For the copy, please give all of the data again exactly and leave the pictures out.

────────────────

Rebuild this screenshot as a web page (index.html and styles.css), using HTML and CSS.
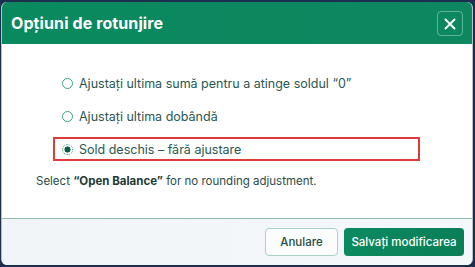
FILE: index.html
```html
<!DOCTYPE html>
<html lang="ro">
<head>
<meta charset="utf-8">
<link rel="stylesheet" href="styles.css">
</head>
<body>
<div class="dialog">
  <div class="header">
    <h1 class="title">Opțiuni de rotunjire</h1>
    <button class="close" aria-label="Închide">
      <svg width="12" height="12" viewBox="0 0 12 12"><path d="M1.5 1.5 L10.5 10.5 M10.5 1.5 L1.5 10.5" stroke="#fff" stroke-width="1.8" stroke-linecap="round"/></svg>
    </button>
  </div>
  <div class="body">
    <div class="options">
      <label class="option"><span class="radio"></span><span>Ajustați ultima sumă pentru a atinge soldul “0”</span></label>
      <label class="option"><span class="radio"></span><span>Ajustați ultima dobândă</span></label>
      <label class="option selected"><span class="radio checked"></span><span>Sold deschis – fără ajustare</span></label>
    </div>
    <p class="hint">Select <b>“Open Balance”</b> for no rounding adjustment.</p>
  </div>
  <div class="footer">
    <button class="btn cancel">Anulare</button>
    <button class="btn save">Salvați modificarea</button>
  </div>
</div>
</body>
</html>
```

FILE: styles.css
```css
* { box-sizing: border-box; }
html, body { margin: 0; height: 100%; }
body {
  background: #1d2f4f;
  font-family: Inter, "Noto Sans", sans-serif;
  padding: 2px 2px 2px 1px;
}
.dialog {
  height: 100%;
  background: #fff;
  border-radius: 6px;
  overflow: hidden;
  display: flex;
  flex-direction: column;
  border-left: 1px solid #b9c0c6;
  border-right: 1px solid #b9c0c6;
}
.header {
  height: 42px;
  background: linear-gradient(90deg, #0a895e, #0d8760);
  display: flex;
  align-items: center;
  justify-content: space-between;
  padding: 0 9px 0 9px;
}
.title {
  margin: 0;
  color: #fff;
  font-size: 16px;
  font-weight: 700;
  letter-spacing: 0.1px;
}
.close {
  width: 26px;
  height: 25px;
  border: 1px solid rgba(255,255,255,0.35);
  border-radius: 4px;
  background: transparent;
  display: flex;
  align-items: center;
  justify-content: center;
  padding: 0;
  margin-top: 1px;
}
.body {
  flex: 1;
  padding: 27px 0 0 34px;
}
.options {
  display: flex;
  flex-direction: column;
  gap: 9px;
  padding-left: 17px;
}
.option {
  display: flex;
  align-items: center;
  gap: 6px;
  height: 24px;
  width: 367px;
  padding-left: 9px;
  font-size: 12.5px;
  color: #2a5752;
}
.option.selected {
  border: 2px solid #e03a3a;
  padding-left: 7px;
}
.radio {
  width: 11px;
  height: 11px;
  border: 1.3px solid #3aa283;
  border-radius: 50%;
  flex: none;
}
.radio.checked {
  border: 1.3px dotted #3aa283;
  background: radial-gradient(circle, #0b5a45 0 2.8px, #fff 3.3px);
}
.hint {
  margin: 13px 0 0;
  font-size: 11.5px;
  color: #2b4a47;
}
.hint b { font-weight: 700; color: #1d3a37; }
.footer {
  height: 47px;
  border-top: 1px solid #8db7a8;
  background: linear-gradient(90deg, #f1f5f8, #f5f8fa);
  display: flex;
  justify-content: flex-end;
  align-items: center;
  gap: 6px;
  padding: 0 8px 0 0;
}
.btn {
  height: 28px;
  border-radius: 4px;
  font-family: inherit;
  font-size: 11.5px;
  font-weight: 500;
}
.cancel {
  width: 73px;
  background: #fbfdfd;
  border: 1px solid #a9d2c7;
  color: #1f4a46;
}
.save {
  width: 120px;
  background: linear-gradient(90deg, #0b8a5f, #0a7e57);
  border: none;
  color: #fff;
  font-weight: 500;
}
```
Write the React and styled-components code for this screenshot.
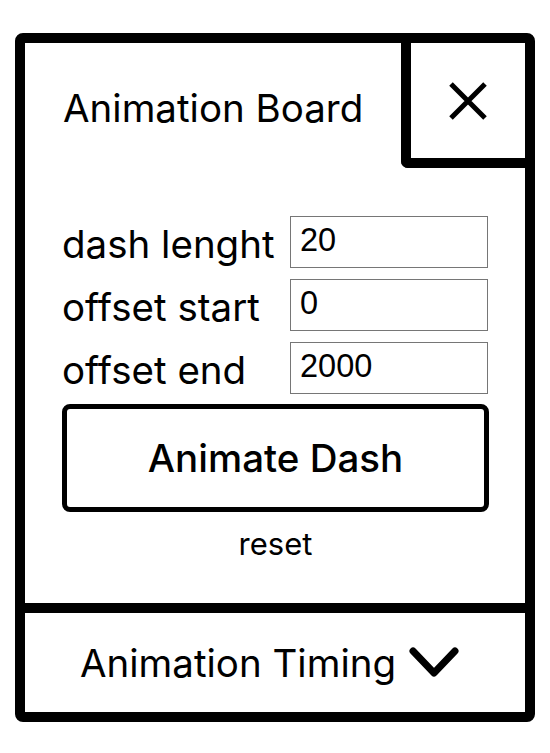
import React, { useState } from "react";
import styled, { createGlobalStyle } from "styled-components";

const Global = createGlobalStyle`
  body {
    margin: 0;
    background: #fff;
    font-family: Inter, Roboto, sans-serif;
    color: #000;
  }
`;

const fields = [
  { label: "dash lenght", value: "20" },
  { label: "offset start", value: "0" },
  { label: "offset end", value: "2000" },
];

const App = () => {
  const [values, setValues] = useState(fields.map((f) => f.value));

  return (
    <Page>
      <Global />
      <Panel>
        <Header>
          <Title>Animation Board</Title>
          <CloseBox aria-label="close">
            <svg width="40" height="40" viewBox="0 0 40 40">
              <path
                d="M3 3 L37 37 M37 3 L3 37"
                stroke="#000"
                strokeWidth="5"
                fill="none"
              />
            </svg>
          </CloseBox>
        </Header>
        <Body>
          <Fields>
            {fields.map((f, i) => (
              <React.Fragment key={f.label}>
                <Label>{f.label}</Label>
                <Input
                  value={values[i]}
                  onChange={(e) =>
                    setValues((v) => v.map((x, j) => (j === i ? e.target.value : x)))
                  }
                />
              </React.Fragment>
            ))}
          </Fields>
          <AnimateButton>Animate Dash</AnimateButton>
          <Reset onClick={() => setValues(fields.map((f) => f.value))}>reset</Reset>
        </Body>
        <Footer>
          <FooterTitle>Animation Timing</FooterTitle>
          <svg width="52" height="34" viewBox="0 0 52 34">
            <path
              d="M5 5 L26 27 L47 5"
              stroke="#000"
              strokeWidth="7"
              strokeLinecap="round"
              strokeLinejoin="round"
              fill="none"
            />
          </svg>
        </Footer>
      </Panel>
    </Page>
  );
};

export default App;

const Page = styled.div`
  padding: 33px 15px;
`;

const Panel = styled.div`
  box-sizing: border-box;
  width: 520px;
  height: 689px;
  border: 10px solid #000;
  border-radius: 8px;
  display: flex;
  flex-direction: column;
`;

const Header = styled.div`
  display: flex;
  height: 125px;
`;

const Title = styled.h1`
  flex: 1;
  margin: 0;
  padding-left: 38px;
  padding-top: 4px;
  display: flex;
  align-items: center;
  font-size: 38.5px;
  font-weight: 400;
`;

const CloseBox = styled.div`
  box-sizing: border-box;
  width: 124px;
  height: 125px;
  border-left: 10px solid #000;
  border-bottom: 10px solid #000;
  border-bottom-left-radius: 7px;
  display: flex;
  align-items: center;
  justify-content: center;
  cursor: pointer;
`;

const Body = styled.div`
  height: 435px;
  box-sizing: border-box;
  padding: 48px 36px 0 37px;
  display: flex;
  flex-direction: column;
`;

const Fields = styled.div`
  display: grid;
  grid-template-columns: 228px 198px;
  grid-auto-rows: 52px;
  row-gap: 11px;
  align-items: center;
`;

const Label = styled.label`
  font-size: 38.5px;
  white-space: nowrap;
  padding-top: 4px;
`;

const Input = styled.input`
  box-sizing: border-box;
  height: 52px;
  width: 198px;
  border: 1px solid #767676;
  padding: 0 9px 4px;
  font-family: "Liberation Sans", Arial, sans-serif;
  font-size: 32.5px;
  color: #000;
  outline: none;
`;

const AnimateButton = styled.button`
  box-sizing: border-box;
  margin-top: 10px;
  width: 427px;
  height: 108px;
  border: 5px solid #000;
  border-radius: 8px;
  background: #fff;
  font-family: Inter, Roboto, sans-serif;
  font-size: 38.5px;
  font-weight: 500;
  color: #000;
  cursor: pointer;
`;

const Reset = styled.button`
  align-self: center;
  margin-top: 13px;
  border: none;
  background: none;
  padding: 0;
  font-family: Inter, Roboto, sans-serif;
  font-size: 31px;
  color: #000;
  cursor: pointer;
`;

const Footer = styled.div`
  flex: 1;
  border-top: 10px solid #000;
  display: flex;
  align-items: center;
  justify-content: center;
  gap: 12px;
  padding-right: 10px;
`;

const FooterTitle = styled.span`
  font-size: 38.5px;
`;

────────────────

> [OUTPUT BELOW]:
Rebuild this screenshot as a web page (index.html and styles.css), using HTML and CSS.
FILE: index.html
```html
<!DOCTYPE html>
<html lang="ro">
<head>
<meta charset="utf-8">
<link rel="stylesheet" href="styles.css">
</head>
<body>
<div class="dialog">
  <div class="header">
    <h1 class="title">Opțiuni de rotunjire</h1>
    <button class="close" aria-label="Închide">
      <svg width="12" height="12" viewBox="0 0 12 12"><path d="M1.5 1.5 L10.5 10.5 M10.5 1.5 L1.5 10.5" stroke="#fff" stroke-width="1.8" stroke-linecap="round"/></svg>
    </button>
  </div>
  <div class="body">
    <div class="options">
      <label class="option"><span class="radio"></span><span>Ajustați ultima sumă pentru a atinge soldul “0”</span></label>
      <label class="option"><span class="radio"></span><span>Ajustați ultima dobândă</span></label>
      <label class="option selected"><span class="radio checked"></span><span>Sold deschis – fără ajustare</span></label>
    </div>
    <p class="hint">Select <b>“Open Balance”</b> for no rounding adjustment.</p>
  </div>
  <div class="footer">
    <button class="btn cancel">Anulare</button>
    <button class="btn save">Salvați modificarea</button>
  </div>
</div>
</body>
</html>
```

FILE: styles.css
```css
* { box-sizing: border-box; }
html, body { margin: 0; height: 100%; }
body {
  background: #1d2f4f;
  font-family: Inter, "Noto Sans", sans-serif;
  padding: 2px 2px 2px 1px;
}
.dialog {
  height: 100%;
  background: #fff;
  border-radius: 6px;
  overflow: hidden;
  display: flex;
  flex-direction: column;
  border-left: 1px solid #b9c0c6;
  border-right: 1px solid #b9c0c6;
}
.header {
  height: 42px;
  background: linear-gradient(90deg, #0a895e, #0d8760);
  display: flex;
  align-items: center;
  justify-content: space-between;
  padding: 0 9px 0 9px;
}
.title {
  margin: 0;
  color: #fff;
  font-size: 16px;
  font-weight: 700;
  letter-spacing: 0.1px;
}
.close {
  width: 26px;
  height: 25px;
  border: 1px solid rgba(255,255,255,0.35);
  border-radius: 4px;
  background: transparent;
  display: flex;
  align-items: center;
  justify-content: center;
  padding: 0;
  margin-top: 1px;
}
.body {
  flex: 1;
  padding: 27px 0 0 34px;
}
.options {
  display: flex;
  flex-direction: column;
  gap: 9px;
  padding-left: 17px;
}
.option {
  display: flex;
  align-items: center;
  gap: 6px;
  height: 24px;
  width: 367px;
  padding-left: 9px;
  font-size: 12.5px;
  color: #2a5752;
}
.option.selected {
  border: 2px solid #e03a3a;
  padding-left: 7px;
}
.radio {
  width: 11px;
  height: 11px;
  border: 1.3px solid #3aa283;
  border-radius: 50%;
  flex: none;
}
.radio.checked {
  border: 1.3px dotted #3aa283;
  background: radial-gradient(circle, #0b5a45 0 2.8px, #fff 3.3px);
}
.hint {
  margin: 13px 0 0;
  font-size: 11.5px;
  color: #2b4a47;
}
.hint b { font-weight: 700; color: #1d3a37; }
.footer {
  height: 47px;
  border-top: 1px solid #8db7a8;
  background: linear-gradient(90deg, #f1f5f8, #f5f8fa);
  display: flex;
  justify-content: flex-end;
  align-items: center;
  gap: 6px;
  padding: 0 8px 0 0;
}
.btn {
  height: 28px;
  border-radius: 4px;
  font-family: inherit;
  font-size: 11.5px;
  font-weight: 500;
}
.cancel {
  width: 73px;
  background: #fbfdfd;
  border: 1px solid #a9d2c7;
  color: #1f4a46;
}
.save {
  width: 120px;
  background: linear-gradient(90deg, #0b8a5f, #0a7e57);
  border: none;
  color: #fff;
  font-weight: 500;
}
```
Write the React and styled-components code for this screenshot.
import React, { useState } from "react";
import styled, { createGlobalStyle } from "styled-components";

const Global = createGlobalStyle`
  body {
    margin: 0;
    background: #fff;
    font-family: Inter, Roboto, sans-serif;
    color: #000;
  }
`;

const fields = [
  { label: "dash lenght", value: "20" },
  { label: "offset start", value: "0" },
  { label: "offset end", value: "2000" },
];

const App = () => {
  const [values, setValues] = useState(fields.map((f) => f.value));

  return (
    <Page>
      <Global />
      <Panel>
        <Header>
          <Title>Animation Board</Title>
          <CloseBox aria-label="close">
            <svg width="40" height="40" viewBox="0 0 40 40">
              <path
                d="M3 3 L37 37 M37 3 L3 37"
                stroke="#000"
                strokeWidth="5"
                fill="none"
              />
            </svg>
          </CloseBox>
        </Header>
        <Body>
          <Fields>
            {fields.map((f, i) => (
              <React.Fragment key={f.label}>
                <Label>{f.label}</Label>
                <Input
                  value={values[i]}
                  onChange={(e) =>
                    setValues((v) => v.map((x, j) => (j === i ? e.target.value : x)))
                  }
                />
              </React.Fragment>
            ))}
          </Fields>
          <AnimateButton>Animate Dash</AnimateButton>
          <Reset onClick={() => setValues(fields.map((f) => f.value))}>reset</Reset>
        </Body>
        <Footer>
          <FooterTitle>Animation Timing</FooterTitle>
          <svg width="52" height="34" viewBox="0 0 52 34">
            <path
              d="M5 5 L26 27 L47 5"
              stroke="#000"
              strokeWidth="7"
              strokeLinecap="round"
              strokeLinejoin="round"
              fill="none"
            />
          </svg>
        </Footer>
      </Panel>
    </Page>
  );
};

export default App;

const Page = styled.div`
  padding: 33px 15px;
`;

const Panel = styled.div`
  box-sizing: border-box;
  width: 520px;
  height: 689px;
  border: 10px solid #000;
  border-radius: 8px;
  display: flex;
  flex-direction: column;
`;

const Header = styled.div`
  display: flex;
  height: 125px;
`;

const Title = styled.h1`
  flex: 1;
  margin: 0;
  padding-left: 38px;
  padding-top: 4px;
  display: flex;
  align-items: center;
  font-size: 38.5px;
  font-weight: 400;
`;

const CloseBox = styled.div`
  box-sizing: border-box;
  width: 124px;
  height: 125px;
  border-left: 10px solid #000;
  border-bottom: 10px solid #000;
  border-bottom-left-radius: 7px;
  display: flex;
  align-items: center;
  justify-content: center;
  cursor: pointer;
`;

const Body = styled.div`
  height: 435px;
  box-sizing: border-box;
  padding: 48px 36px 0 37px;
  display: flex;
  flex-direction: column;
`;

const Fields = styled.div`
  display: grid;
  grid-template-columns: 228px 198px;
  grid-auto-rows: 52px;
  row-gap: 11px;
  align-items: center;
`;

const Label = styled.label`
  font-size: 38.5px;
  white-space: nowrap;
  padding-top: 4px;
`;

const Input = styled.input`
  box-sizing: border-box;
  height: 52px;
  width: 198px;
  border: 1px solid #767676;
  padding: 0 9px 4px;
  font-family: "Liberation Sans", Arial, sans-serif;
  font-size: 32.5px;
  color: #000;
  outline: none;
`;

const AnimateButton = styled.button`
  box-sizing: border-box;
  margin-top: 10px;
  width: 427px;
  height: 108px;
  border: 5px solid #000;
  border-radius: 8px;
  background: #fff;
  font-family: Inter, Roboto, sans-serif;
  font-size: 38.5px;
  font-weight: 500;
  color: #000;
  cursor: pointer;
`;

const Reset = styled.button`
  align-self: center;
  margin-top: 13px;
  border: none;
  background: none;
  padding: 0;
  font-family: Inter, Roboto, sans-serif;
  font-size: 31px;
  color: #000;
  cursor: pointer;
`;

const Footer = styled.div`
  flex: 1;
  border-top: 10px solid #000;
  display: flex;
  align-items: center;
  justify-content: center;
  gap: 12px;
  padding-right: 10px;
`;

const FooterTitle = styled.span`
  font-size: 38.5px;
`;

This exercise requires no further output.